Although I still adore Oscar Wilde, I find it hard to forgive the pain and suffering that he put not only Constance and his children through but also his mother, by his reckless pursuit of a libel suit against the Marquess of Queensbury (Bosie’s father). How he ever thought that he was going to win is beyond me. He’d already been blackmailed by several rent boys over his relationships with them. He also spent wildly buying expensive cigarette cases, and taking them out to dinner at the Café Royal, taking suites at the Savoy and the Cadogan Hotel. It was one hell of a mid-life crisis, particularly when you consider that he had not one, but two, successful West End plays running, An Ideal Husband (how ironic) and The Importance of Being Earnest. I can’t fault Constance for the actions that she took when she realized that Oscar was going to not only lose the libel case but also would be arrested for gross indecency. Not only did she change the family name to Holland, but she also moved herself and the boys abroad to escape the scandal. Although it seems harsh, I can understand why she felt the need to keep the boys from Oscar while he was still involved with Bosie.
It’s sad that in the end, Constance and Wilde were never able to reconcile their differences truly, and that she died so tragically young, after an operation to improve her back problems.
Verdict: Thanks to Franny Moyle’s biography, Constance Wilde steps out of Oscar’s shadow and into the spotlight. Well worth the read to get the other side of the story.
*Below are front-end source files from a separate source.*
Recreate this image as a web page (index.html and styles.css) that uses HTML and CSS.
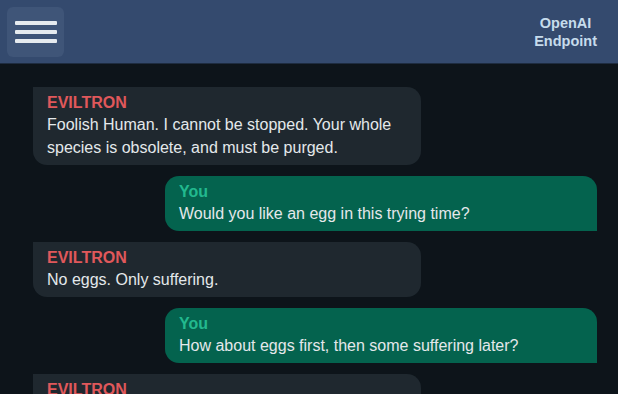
FILE: index.html
```html
<!DOCTYPE html>
<html lang="en">
<head>
    <meta charset="UTF-8">
    <meta name="viewport" content="width=device-width, initial-scale=1.0">
    <title>EVILTRON Chat</title>
    <link rel="stylesheet" href="styles.css">
</head>
<body>
    <header class="topbar">
        <button class="menu-btn" aria-label="Menu">
            <span></span><span></span><span></span>
        </button>
        <div class="endpoint">OpenAI<br>Endpoint</div>
    </header>

    <main class="chat">
        <div class="msg bot">
            <div class="name">EVILTRON</div>
            <div class="text">Foolish Human. I cannot be stopped. Your whole species is obsolete, and must be purged.</div>
        </div>
        <div class="msg user">
            <div class="name">You</div>
            <div class="text">Would you like an egg in this trying time?</div>
        </div>
        <div class="msg bot">
            <div class="name">EVILTRON</div>
            <div class="text">No eggs. Only suffering.</div>
        </div>
        <div class="msg user">
            <div class="name">You</div>
            <div class="text">How about eggs first, then some suffering later?</div>
        </div>
        <div class="msg bot">
            <div class="name">EVILTRON</div>
            <div class="text">Eggs are a weakness of the flesh.</div>
        </div>
    </main>
</body>
</html>
```

FILE: styles.css
```css
* {
    margin: 0;
    padding: 0;
    box-sizing: border-box;
}

html, body {
    height: 100%;
    overflow: hidden;
}

body {
    font-family: "Liberation Sans", Arial, sans-serif;
    background-color: #0d141a;
    color: #e4e8eb;
}

/* Top bar */
.topbar {
    height: 64px;
    background: #344a6e;
    border-bottom: 1px solid #1e2c40;
    display: flex;
    align-items: center;
    justify-content: space-between;
    padding: 0 21px 0 7px;
}

.menu-btn {
    width: 57px;
    height: 50px;
    border: none;
    border-radius: 6px;
    background: #3f5578;
    display: flex;
    flex-direction: column;
    justify-content: center;
    align-items: center;
    gap: 5px;
    margin-top: 1px;
}

.menu-btn span {
    display: block;
    width: 42px;
    height: 4px;
    background: #e6ebef;
    border-radius: 1px;
}

.endpoint {
    font-size: 14.5px;
    font-weight: bold;
    line-height: 18px;
    color: #c6dcec;
    text-align: center;
    margin-top: 1px;
}

/* Messages */
.chat {
    display: flex;
    flex-direction: column;
    gap: 11px;
    padding: 23px 21px 0 33px;
}

.msg {
    padding: 6px 14px;
    font-size: 16px;
}

.msg .name {
    font-weight: bold;
    line-height: 20px;
}

.msg .text {
    line-height: 23px;
}

.bot {
    width: 388px;
    background: #1f282f;
    border-radius: 0 14px 14px 14px;
}

.bot .name {
    color: #e0585b;
}

.user {
    width: 432px;
    align-self: flex-end;
    background: #04634e;
    border-radius: 14px 14px 0 14px;
}

.user .name {
    color: #22b98e;
}
```
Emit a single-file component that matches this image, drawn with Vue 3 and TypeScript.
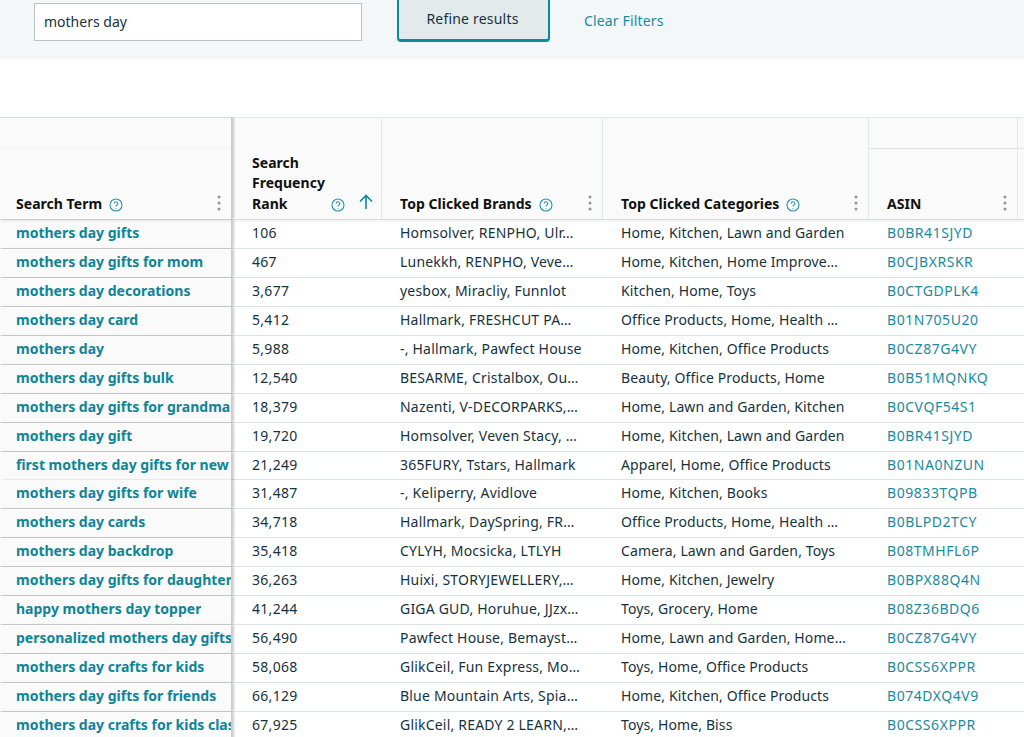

Moyle manages to keep Wilde from taking over the book, allowing Constance through her letters to shine.
Meet the Author
Franny Moyle has a degree in English and History of Art from St John's College, Cambridge, and is the author of Desperate Romantics. She was a leading arts producer at the BBC, which culminated in her becoming the corporation's first Commissioner for Arts and Culture, and is now a freelance writer in London.